LNG facilities specifically fall under the Pipeline and Hazardous Materials Safety Administration’s regulations at 49 CFR Part 193, which incorporates NFPA 59A. These rules require thermal exclusion zones calculated using specific fire radiation models and flammable vapor dispersion analyses. Impoundment systems for LNG tanks must hold at least 110 percent of the tank’s maximum liquid capacity for a single-tank impoundment, or 110 percent of the largest tank’s capacity when multiple tanks share one impoundment. Vapor dispersion distances must be calculated assuming atmospheric stability and wind conditions that produce the longest downwind reach at least 90 percent of the time. Seismic design for field-fabricated LNG tanks must follow NFPA 59A, while other LNG tanks follow API 620.6eCFR. 49 CFR Part 193 – Liquefied Natural Gas Facilities
API 625 draws a clear line between what the facility owner (the “purchaser”) must provide and what the tank manufacturer must deliver.
The purchaser defines the operating envelope: the chemical composition of the stored product, the design temperature, the required storage volume, and the site-specific environmental conditions. That environmental data package includes seismic loads, local wind speeds, soil bearing capacity, and the intended design life of the system. The purchaser is also responsible for preparing the site foundation to engineering specifications and overseeing the initial commissioning once the tank is erected. Getting the foundation wrong undermines everything built on top of it, and differential settlement under a tank holding thousands of tons of cryogenic liquid is not something you fix after the fact.

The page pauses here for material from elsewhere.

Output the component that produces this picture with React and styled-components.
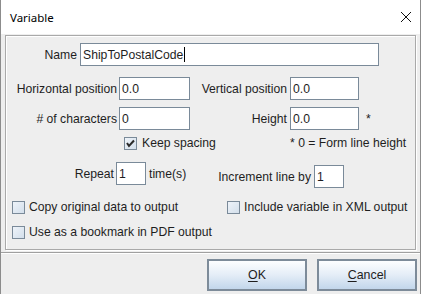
import React from "react";
import styled, { createGlobalStyle } from "styled-components";

const GlobalStyle = createGlobalStyle`
  html, body {
    margin: 0;
    padding: 0;
    background: #ffffff;
  }
  body {
    font-family: "Liberation Sans", Arial, sans-serif;
  }
`;

const Janela = styled.div`
  width: 421px;
  height: 294px;
  box-sizing: border-box;
  border-left: 1px solid #8c8c8c;
  border-right: 1px solid #8c8c8c;
  display: flex;
  flex-direction: column;
`;

const BarraTitulo = styled.div`
  height: 34px;
  flex-shrink: 0;
  background: #ffffff;
  display: flex;
  align-items: center;
  justify-content: space-between;
  padding: 0 8px 0 9px;
  font-family: "Noto Sans", "Open Sans", sans-serif;
  font-size: 11.5px;
  color: #000;
`;

const Fechar = styled.svg`
  width: 12px;
  height: 12px;
`;

const Corpo = styled.div`
  flex: 1;
  background: #eeeeee;
  display: flex;
  flex-direction: column;
`;

const Painel = styled.div`
  margin: 1px 4px 0 4px;
  border: 1px solid #a9a9a9;
  box-shadow: inset 1px 1px 0 #ffffff, 1px 1px 0 #ffffff;
  padding: 7px 0 10px 0;
  display: flex;
  flex-direction: column;
  font-size: 12.2px;
  color: #1e1e1e;
`;

const Linha = styled.div`
  display: flex;
  align-items: ${(p) => p.$align || "center"};
  margin-top: ${(p) => p.$mt || 0}px;
`;

const Grupo = styled.div`
  display: flex;
  align-items: center;
  width: ${(p) => (p.$w ? p.$w + "px" : "auto")};
  padding-left: ${(p) => p.$pl || 0}px;
  padding-top: ${(p) => p.$pt || 0}px;
  box-sizing: border-box;
  flex-shrink: 0;
`;

const Rotulo = styled.span`
  width: ${(p) => p.$w}px;
  text-align: right;
  white-space: nowrap;
  flex-shrink: 0;
`;

const Texto = styled.span`
  margin-left: ${(p) => p.$ml || 0}px;
  white-space: nowrap;
`;

const Campo = styled.div`
  width: ${(p) => p.$w}px;
  height: 23px;
  margin-left: ${(p) => p.$ml || 0}px;
  box-sizing: border-box;
  border: 1px solid #7a8a99;
  background: #ffffff;
  display: flex;
  align-items: center;
  padding-left: 2px;
  flex-shrink: 0;
  color: #1e1e1e;
`;

const Cursor = styled.span`
  display: inline-block;
  width: 1px;
  height: 15px;
  background: #000;
  margin-left: 1px;
`;

const Caixa = styled.span`
  width: 13px;
  height: 13px;
  box-sizing: border-box;
  border: 1px solid #7a8a99;
  background: linear-gradient(135deg, #eef3f9 0%, #d3dfeb 100%);
  display: inline-flex;
  align-items: center;
  justify-content: center;
  flex-shrink: 0;
`;

const Separador = styled.div`
  margin-top: 2px;
  border-top: 1px solid #a0a0a0;
  border-bottom: 1px solid #ffffff;
`;

const BarraBotoes = styled.div`
  display: flex;
  justify-content: flex-end;
  gap: 10px;
  padding: 5px 3px 0 0;
`;

const Botao = styled.button`
  width: 100px;
  height: 32px;
  box-sizing: border-box;
  border: 2px solid #7d8b99;
  border-radius: 0;
  background: linear-gradient(to bottom, #fdfeff 0%, #e4edf7 50%, #c2d6eb 100%);
  font-family: "Liberation Sans", Arial, sans-serif;
  font-size: 12.4px;
  color: #1e1e1e;
  padding: 0;

  u {
    text-decoration-thickness: 1px;
    text-underline-offset: 2px;
  }
`;

function Marca() {
  return (
    <svg width="9" height="9" viewBox="0 0 9 9">
      <path d="M1 4 L3 7 L8 1.5" stroke="#2a2a2a" strokeWidth="2" fill="none" />
    </svg>
  );
}

function Opcao({ marcado, children, ml = 5 }) {
  return (
    <>
      <Caixa>{marcado && <Marca />}</Caixa>
      <Texto $ml={ml}>{children}</Texto>
    </>
  );
}

export default function App() {
  return (
    <>
      <GlobalStyle />
      <Janela>
        <BarraTitulo>
          <span>Variable</span>
          <Fechar viewBox="0 0 12 12">
            <path d="M1 1 L11 11 M11 1 L1 11" stroke="#111" strokeWidth="1" />
          </Fechar>
        </BarraTitulo>
        <Corpo>
          <Painel>
            <Linha>
              <Rotulo $w={71}>Name</Rotulo>
              <Campo $w={299} $ml={3}>
                ShipToPostalCode
                <Cursor />
              </Campo>
            </Linha>

            <Linha $mt={11}>
              <Rotulo $w={111}>Horizontal position</Rotulo>
              <Campo $w={71} $ml={2}>0.0</Campo>
              <Rotulo $w={97}>Vertical position</Rotulo>
              <Campo $w={69} $ml={3}>0.0</Campo>
            </Linha>

            <Linha $mt={7}>
              <Rotulo $w={111}># of characters</Rotulo>
              <Campo $w={71} $ml={2}>0</Campo>
              <Rotulo $w={97}>Height</Rotulo>
              <Campo $w={69} $ml={3}>0.0</Campo>
              <Texto $ml={7}>*</Texto>
            </Linha>

            <Linha $mt={6}>
              <Grupo $w={284} $pl={118}>
                <Opcao marcado>Keep spacing</Opcao>
              </Grupo>
              <Texto>* 0 = Form line height</Texto>
            </Linha>

            <Linha $mt={12} $align="flex-start">
              <Grupo $w={205}>
                <Rotulo $w={108}>Repeat</Rotulo>
                <Campo $w={30} $ml={2}>1</Campo>
                <Texto $ml={3}>time(s)</Texto>
              </Grupo>
              <Grupo $pt={3}>
                <Rotulo $w={100}>Increment line by</Rotulo>
                <Campo $w={30} $ml={3}>1</Campo>
              </Grupo>
            </Linha>

            <Linha $mt={12}>
              <Grupo $w={221} $pl={6}>
                <Opcao ml={4}>Copy original data to output</Opcao>
              </Grupo>
              <Opcao ml={4}>Include variable in XML output</Opcao>
            </Linha>

            <Linha $mt={11}>
              <Grupo $pl={6}>
                <Opcao ml={4}>Use as a bookmark in PDF output</Opcao>
              </Grupo>
            </Linha>
          </Painel>
          <Separador />
          <BarraBotoes>
            <Botao>
              <u>O</u>K
            </Botao>
            <Botao>
              <u>C</u>ancel
            </Botao>
          </BarraBotoes>
        </Corpo>
      </Janela>
    </>
  );
}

The manufacturer delivers a certified design that complies with API 625 and provides the full documentation package: weld maps, material certifications, heat treatment records, and the results of all quality assurance testing. This documentation transfer is a formal milestone. Once the purchaser accepts the completed tank and its records, the ongoing responsibility for inspection, maintenance, and safe operation shifts to the facility owner. Incomplete or missing documentation can create serious problems years later when the tank needs repair or modification and no one can confirm what materials were used or how the welds were qualified.
Not every piece of equipment at a refrigerated storage facility operates at cryogenic temperatures. Piping, valves, and auxiliary tanks that handle product at or near atmospheric temperature are typically built to API Standard 650, which covers welded tanks for oil storage at pressures up to about 2.5 psig.7American Petroleum Institute. API Standard 650 – Welded Tanks for Oil Storage Knowing which standard governs which component matters when specifying replacement parts or planning modifications, because applying the wrong material specification to a cryogenic component is exactly the kind of error that leads to brittle fracture failures.